If you get more I would like 2 sets!

Thanks!

Mark Dean


----------



## GKvfx (May 30, 2008)

Plenty left, PM's replied to. And a few more in the mail...... Some of the West Coast people should have gotten theirs by now.....

Gene


----------



## SPIVEYA (May 8, 2003)

I would like to purchase 4 sets for my brother and I can you send me the info?

Thanks Adam Spivey


----------



## Jericoeagle1 (Dec 28, 2008)

Hi I'd like two sets as well Please PM me with your address, Thanks!


----------



## Seaview (Feb 18, 2004)

Dang! These things are shipping out as fast as...as...Flying Sub engine fan thingees!! :hat:


----------



## Rl3058 (Aug 15, 2008)

I'd like 2 sets plz


----------



## nomad2265 (May 1, 2009)

Would like two sets please.

Thanks,
PJB


----------



## Dave P (Jan 5, 2005)

Put me down for 5 sets please!

Thanks!
Dave


----------



## starmanmm (Mar 19, 2000)

Email sent for 2 please!

New Bedford, MA


----------



## gareee (Jan 1, 1970)

Forgot to say my set arrived safe n sound, and say thanks again!

Bad me!


----------



## teslabe (Oct 20, 2007)

GKvfx said:


> OK, everybody has had their inquiries replied to. I still have something like 15 sets left if anybody else wants one or two.
> 
> Later,
> 
> Gene


Gene, I ment to say thank you for my two sets, they got here fast and look great.......:thumbsup:


----------



## Fernando Mureb (Nov 12, 2006)

Gene
I hope it isn't too late for me. I'd like to have 2 sets.
The problem is: I live in Brazil.
How could we deal with that?


----------



## Tonyray (Jul 31, 2009)

Can I get 2 sets too please.:wave:


----------



## Prince of Styrene II (Feb 28, 2000)

I'll take two pair if you still have some left. One pair if you're really low!


----------



## GKvfx (May 30, 2008)

I got a PM the other day asking if I still have some of these left. I then noticed some posts here from September that I don't think I replied to - my bad.

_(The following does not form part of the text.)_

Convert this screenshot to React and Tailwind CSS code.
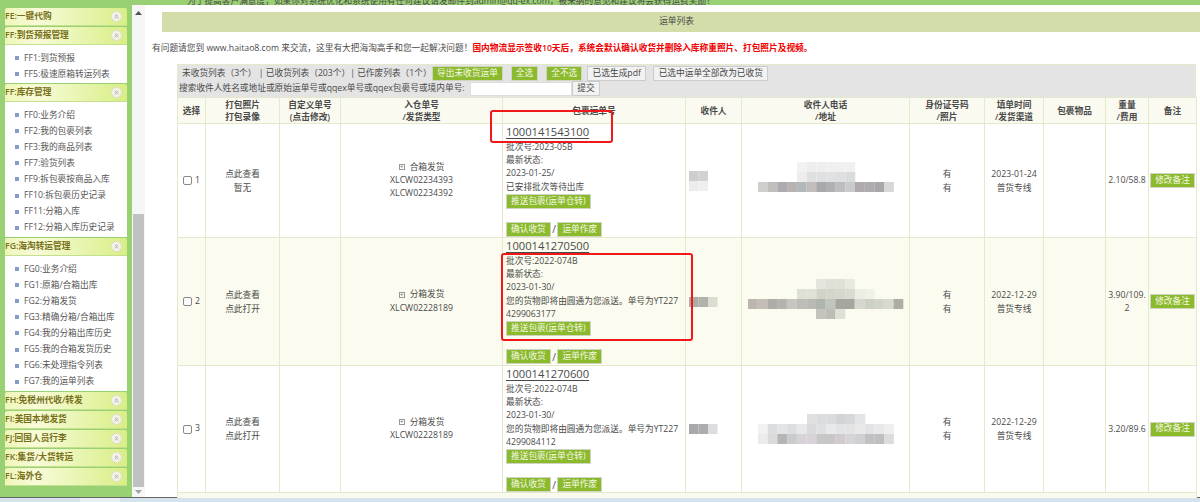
import { ChevronsUp } from "lucide-react";

const font = "font-['Open_Sans','Noto_Sans_CJK_SC',sans-serif]";

const menu = [
  { title: "FE:一键代购", listH: "", items: [] },
  { title: "FF:到货预报管理", listH: "h-[38px]", items: ["FF1:到货预报", "FF5:极速原箱转运列表"] },
  {
    title: "FF:库存管理",
    listH: "h-[135px]",
    items: [
      "FF0:业务介绍",
      "FF2:我的包裹列表",
      "FF3:我的商品列表",
      "FF7:验货列表",
      "FF9:拆包裹按商品入库",
      "FF10:拆包裹历史记录",
      "FF11:分箱入库",
      "FF12:分箱入库历史记录",
    ],
  },
  {
    title: "FG:海淘转运管理",
    listH: "h-[135px]",
    items: [
      "FG0:业务介绍",
      "FG1:原箱/合箱出库",
      "FG2:分箱发货",
      "FG3:精确分箱/合箱出库",
      "FG4:我的分箱出库历史",
      "FG5:我的合箱发货历史",
      "FG6:未处理指令列表",
      "FG7:我的运单列表",
    ],
  },
  { title: "FH:免税州代收/转发", listH: "", items: [] },
  { title: "FI:美国本地发货", listH: "", items: [] },
  { title: "FJ:回国人员行李", listH: "", items: [] },
  { title: "FK:集货/大货转运", listH: "", items: [] },
  { title: "FL:海外仓", listH: "", items: [] },
];

const headers = [
  ["选择"],
  ["打包照片", "打包录像"],
  ["自定义单号", "(点击修改)"],
  ["入仓单号", "/发货类型"],
  ["包裹运单号"],
  ["收件人"],
  ["收件人电话", "/地址"],
  ["身份证号码", "/照片"],
  ["填单时间", "/发货渠道"],
  ["包裹物品"],
  ["重量", "/费用"],
  ["备注"],
];

const rows = [
  {
    n: 1,
    height: "h-[114px]",
    bg: "bg-white",
    photo: ["点此查看", "暂无"],
    type: "合箱发货",
    codes: ["XLCW02234393", "XLCW02234392"],
    no: "1000141543100",
    batch: "批次号:2023-05B",
    date: "2023-01-25/",
    status: ["已安排批次等待出库"],
    filled: "2023-01-24",
    weight: "2.10/58.8",
    nameBlur: [
      ["#cfcdcf", "#d3d2d3"],
      ["#ececec", "#efefef"],
    ],
    addr: {
      w: 136,
      h: 30,
      shift: "mb-[7px]",
      lines: [
        { y: 0, x: 39, c: ["#f2f2f2", "#eeeeee", "#eeeeee", "#f0f0f0", "#f0f0f0", "#f0f0f0"] },
        { y: 10, x: 39, c: ["#ededed", "#dfe0e2", "#dfe0e2", "#e0e1e3", "#dddfe1", "#d9dcdc"] },
        { y: 20, x: 0, c: ["#d0cfcc", "#c0bdbc", "#aeaab0", "#b8b2b2", "#b3b8ba", "#c2bcbb", "#a9a9ad", "#b0b0b3", "#bdbcc0", "#c8cacb", "#aeaaad", "#aeacb0", "#a9a6a8", "#d7d8d9"] },
      ],
    },
  },
  {
    n: 2,
    height: "h-[128px]",
    bg: "bg-[#fbfcef]",
    photo: ["点此查看", "点此打开"],
    type: "分箱发货",
    codes: ["XLCW02228189"],
    no: "1000141270500",
    batch: "批次号:2022-074B",
    date: "2023-01-30/",
    status: ["您的货物即将由圆通为您派送。单号为YT227", "4299063177"],
    filled: "2022-12-29",
    weight: "3.90/109.2",
    nameBlur: [["#adaca6", "#b2b2ac", "#dcdcd2"]],
    addr: {
      w: 156,
      h: 40,
      shift: "mb-[6px]",
      lines: [
        { y: 0, x: 68, c: ["#e4e5dc", "#dedfd5", "#dfe0d6", "#e8e9de"] },
        { y: 10, x: 49, c: ["#dce0d5", "#e0e1d6", "#d1d3c8", "#d4d5cb", "#d6d8cd", "#d9dbd0", "#eceee3", "#f1f2e7"] },
        { y: 20, x: 0, c: ["#bdb5b0", "#c4bdb7", "#b0ada8", "#b6b2ac", "#c8c5bf", "#bfbcb6", "#b9bab4", "#aeb4ae", "#c2c5bc", "#a7a7a0", "#a6a6a0", "#d5d8cd", "#cdd1c5", "#d2d3c9", "#d9dacf", "#aeada3"] },
        { y: 30, x: 68, c: ["#c4c4bd", "#bdbdb5", "#e0e1d6"] },
      ],
    },
  },
  {
    n: 3,
    height: "h-[127px]",
    bg: "bg-white",
    photo: ["点此查看", "点此打开"],
    type: "分箱发货",
    codes: ["XLCW02228189"],
    no: "1000141270600",
    batch: "批次号:2022-074B",
    date: "2023-01-30/",
    status: ["您的货物即将由圆通为您派送。单号为YT227", "4299084112"],
    filled: "2022-12-29",
    weight: "3.20/89.6",
    nameBlur: [["#a9a8aa", "#acabad", "#dddde0"]],
    addr: {
      w: 136,
      h: 30,
      shift: "",
      lines: [
        { y: 0, x: 49, c: ["#e0e0e2", "#dbdcde", "#dadbdd", "#d2d3d5", "#d6d8da", "#e4e5e6"] },
        { y: 10, x: 0, c: ["#f2f2f3", "#dcdde0", "#e3e4e6", "#dddee1", "#e8e8ea", "#d9dadc", "#dfe0e2", "#e8e9eb", "#e3e4e6", "#e2e3e5", "#e9e9ea", "#e2e3e4", "#e8e8e9", "#eeeeef"] },
        { y: 20, x: 0, c: ["#ebebec", "#dadadb", "#b5b5b3", "#c8ccce", "#d5d3d5", "#d9d3d9", "#c7c7ca", "#cbc6c6", "#cfcbcf", "#d6d4d8", "#d0d0d2", "#c1c1c3", "#bfbfc1", "#dcdcde"] },
      ],
    },
  },
];

// 打码的地址,按色块画
const AddressBlur = ({ w, h, shift, lines }) => (
  <svg width={w} height={h} className={`mx-auto block ${shift}`}>
    {lines.map((r) =>
      r.c.map((c, i) => (
        <rect key={r.y + "-" + i} x={r.x + i * 9.7} y={r.y} width="9.8" height="10" fill={c} />
      ))
    )}
  </svg>
);

const NameBlur = ({ cells }) => (
  <svg width="30" height={cells.length * 10} className="block ml-[3px]">
    {cells.map((row, y) =>
      row.map((c, x) => <rect key={y + "-" + x} x={x * 9.5} y={y * 10} width="9.5" height="10" fill={c} />)
    )}
  </svg>
);

const GreenBtn = ({ children, className = "" }) => (
  <span
    className={`flex items-center justify-center w-fit h-[15px] bg-[#8cba2d] border border-[#cfd4c4] text-[#f4f8e6] px-[4px] whitespace-nowrap ${className}`}
  >
    {children}
  </span>
);

const GrayBtn = ({ children, className = "" }) => (
  <span
    className={`flex items-center justify-center h-[15px] bg-[#f2f2f2] border border-[#cccccc] text-[#444] whitespace-nowrap ${className}`}
  >
    {children}
  </span>
);

const Sidebar = () => (
  <aside className="w-[132px] bg-[#9ad074] pl-[5px] pr-[5px] pt-[3px] shrink-0 text-[8.7px]">
    {menu.map((m) => (
      <div key={m.title} className="mb-px">
        <div className="h-[18px] flex items-center justify-between bg-gradient-to-r from-[#eef6b8] via-[#f8fbd8] via-25% to-[#d8ee84] border-b border-[#c3e08c] pr-[5px] rounded-t-[2px]">
          <span className="text-[#77701a] font-semibold leading-none">{m.title}</span>
          <span className="w-[11px] h-[11px] rounded-full bg-[#f4f4ea] border border-[#dedfd0] flex items-center justify-center">
            <ChevronsUp size={7} strokeWidth={2} className="text-[#777]" />
          </span>
        </div>
        {m.items.length > 0 && (
          <ul className={`bg-white pl-[10px] pt-[5px] ${m.listH}`}>
            {m.items.map((it) => (
              <li key={it} className="h-[16.1px] flex items-center gap-[5px] text-[#555] leading-none">
                <span className="w-[4px] h-[4px] bg-[#7f9fc9] shrink-0" />
                <span className="whitespace-nowrap">{it}</span>
              </li>
            ))}
          </ul>
        )}
      </div>
    ))}
  </aside>
);

const Scrollbar = () => (
  <div className="w-[13px] bg-[#f6f6f6] flex flex-col items-center shrink-0">
    <div className="h-[16px] flex items-center justify-center">
      <svg width="7" height="4">
        <path d="M3.5 0L7 4H0z" fill="#555" />
      </svg>
    </div>
    <div className="h-[193px]" />
    <div className="w-[11px] h-[273px] bg-[#c1c1c1]" />
    <div className="h-[10px] flex items-center justify-center">
      <svg width="7" height="4">
        <path d="M0 0H7L3.5 4z" fill="#a3a3a3" />
      </svg>
    </div>
  </div>
);

const cell = "border border-[#e4e9cc] p-0";

export default function App() {
  return (
    <div className={`relative w-[1200px] h-[502px] overflow-hidden bg-white flex flex-col text-[8.7px] text-[#4a4a4a] ${font}`}>
      <div className="h-[5px] bg-[#9ad074] overflow-hidden pl-[187px] shrink-0">
        <div className="-mt-[5px] leading-[13px] whitespace-nowrap">
          为了提高客户满意度&#65292;如果你对系统优化和系统使用有任何建议请发邮件到<u>admin@qq-ex.com</u>&#65292;被采纳的意见和建议将会获得运费奖励&#65281;
        </div>
      </div>
      <div className="flex-1 flex min-h-0">
        <Sidebar />
        <Scrollbar />
        <main className="flex-1 min-w-0 relative">
          <div className="ml-[17px] mt-[7px] h-[20px] bg-[#d3dda9] flex items-center justify-center pr-[9px]">
            运单列表
          </div>
          <p className="mt-[9px] ml-[7px] h-[14px] leading-[14px] whitespace-nowrap">
            有问题请您到 www.haitao8.com 来交流&#65292;这里有大把海淘高手和您一起解决问题&#65281;
            <b className="text-[#f00000] font-semibold">
              国内物流显示签收10天后&#65292;系统会默认确认收货并删除入库称重照片、打包照片及视频。
            </b>
          </p>
          <div className="ml-[32px] w-[1019px] mt-[9px] bg-[#e4e4e4] border border-[#e4e9cc] border-b-0 h-[33px] pt-px">
            <div className="h-[15px] flex items-center whitespace-nowrap pl-[4px]">
              <span className="w-[250px]">未收货列表&#65288;3个&#65289;&nbsp;|&nbsp;已收货列表&#65288;203个&#65289;|&nbsp;已作废列表&#65288;1个&#65289;</span>
              <GreenBtn className="w-[71px] px-0">导出未收货运单</GreenBtn>
              <GreenBtn className="ml-[8px] w-[28px] px-0">全选</GreenBtn>
              <GreenBtn className="ml-[8px] w-[37px] px-0">全不选</GreenBtn>
              <GrayBtn className="ml-[5px] w-[59px]">已选生成pdf</GrayBtn>
              <GrayBtn className="ml-[7px] w-[115px]">已选中运单全部改为已收货</GrayBtn>
            </div>
            <div className="h-[15px] flex items-center whitespace-nowrap pl-[1px]">
              <span className="w-[291px]">搜索收件人姓名或地址或原始运单号或qqex单号或qqex包裹号或境内单号:</span>
              <span className="w-[102px] h-[14px] bg-white border border-[#dddddd]" />
              <GrayBtn className="w-[28px]">提交</GrayBtn>
            </div>
          </div>
          <table className="ml-[32px] w-[1019px] table-fixed border-collapse">
            <colgroup>
              <col className="w-[28px]" />
              <col className="w-[74px]" />
              <col className="w-[61px]" />
              <col className="w-[162px]" />
              <col className="w-[183px]" />
              <col className="w-[56px]" />
              <col className="w-[168px]" />
              <col className="w-[75px]" />
              <col className="w-[59px]" />
              <col className="w-[62px]" />
              <col className="w-[43px]" />
              <col className="w-[48px]" />
            </colgroup>
            <thead>
              <tr className="h-[26px] bg-[#fafaf0]">
                {headers.map((h) => (
                  <th key={h[0]} className={`${cell} font-semibold leading-[12px]`}>
                    {h.map((l) => (
                      <div key={l}>{l}</div>
                    ))}
                  </th>
                ))}
              </tr>
            </thead>
            <tbody>
              {rows.map((r) => (
                <tr key={r.n} className={`${r.height} ${r.bg}`}>
                  <td className={`${cell} text-center whitespace-nowrap`}>
                    <span className="inline-block w-[9px] h-[9px] border border-[#888888] rounded-[2px] bg-white align-middle mr-[3px]" />
                    <span className="align-middle">{r.n}</span>
                  </td>
                  <td className={`${cell} text-center leading-[14px]`}>
                    <div>{r.photo[0]}</div>
                    <div>{r.photo[1]}</div>
                  </td>
                  <td className={cell} />
                  <td className={`${cell} text-center leading-[13.3px]`}>
                    <div className="flex items-center justify-center gap-[5px]">
                      <span className="w-[6px] h-[6px] border border-[#999999] text-[#666666] text-[6px] leading-none flex items-center justify-center">+</span>
                      {r.type}
                    </div>
                    {r.codes.map((c) => (
                      <div key={c}>{c}</div>
                    ))}
                  </td>
                  <td className={`${cell} pl-[3px] pt-[2px] align-top leading-[13.2px]`}>
                    <div className="text-[11.2px] leading-[12px] mb-[3px] underline decoration-1 underline-offset-2">{r.no}</div>
                    <div>{r.batch}</div>
                    <div>最新状态:</div>
                    <div>{r.date}</div>
                    {r.status.map((s) => (
                      <div key={s} className="whitespace-nowrap">{s}</div>
                    ))}
                    <GreenBtn>推送包裹(运单仓转)</GreenBtn>
                    <div className="mt-[13px] flex items-center">
                      <GreenBtn>确认收货</GreenBtn>
                      <span className="mx-[1.5px] text-[10px] leading-none">/</span>
                      <GreenBtn>运单作废</GreenBtn>
                    </div>
                  </td>
                  <td className={cell}>
                    <NameBlur cells={r.nameBlur} />
                  </td>
                  <td className={cell}>
                    <AddressBlur {...r.addr} />
                  </td>
                  <td className={`${cell} text-center leading-[14px]`}>
                    <div>有</div>
                    <div>有</div>
                  </td>
                  <td className={`${cell} text-center leading-[14px]`}>
                    <div>{r.filled}</div>
                    <div>普货专线</div>
                  </td>
                  <td className={cell} />
                  <td className={`${cell} text-center leading-[13px] break-all`}>{r.weight}</td>
                  <td className={cell}>
                    <GreenBtn className="mx-auto px-[3px]">修改备注</GreenBtn>
                  </td>
                </tr>
              ))}
              <tr className="h-[5px] bg-[#f9f9ee]">
                <td colSpan={12} className="border-x border-[#e4e9cc] p-0" />
              </tr>
            </tbody>
          </table>
          {/* 截图上的红框 */}
          <div className="absolute left-[345px] top-[105px] w-[123px] h-[33px] border-[2px] border-[#f01818] rounded-[3px] pointer-events-none" />
          <div className="absolute left-[356px] top-[248px] w-[192px] h-[88px] border-[2px] border-[#f01818] rounded-[3px] pointer-events-none" />
        </main>
      </div>
      <div className="h-[5px] bg-[#d5e3ec] border-t border-[#666666] shrink-0">
        <div className="ml-[80px] w-[40px] h-full bg-[#e8f0f5]" />
      </div>
    </div>
  );
}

I do still have plenty of these things left..... So, if anybody is still interested, PLEASE SEND ME A PM. I promise I'll check the PM box better. Same deal as before - send me a PM and I'll e-mail you with my address. Still only doing the cash/S.A.S.E. thing. But it seems to have worked before.......

Fernando, we'll figure something out.......

Gene


----------



## starmanmm (Mar 19, 2000)

PM sent


----------



## GKvfx (May 30, 2008)

Dave P and Mihail - Your fan blade thingees are in the mail today......

Gene


----------



## Prince of Styrene II (Feb 28, 2000)

Yea!! :thumbsup:


----------



## Dave P (Jan 5, 2005)

Got mine last Saturday. Thanks, Gene!


----------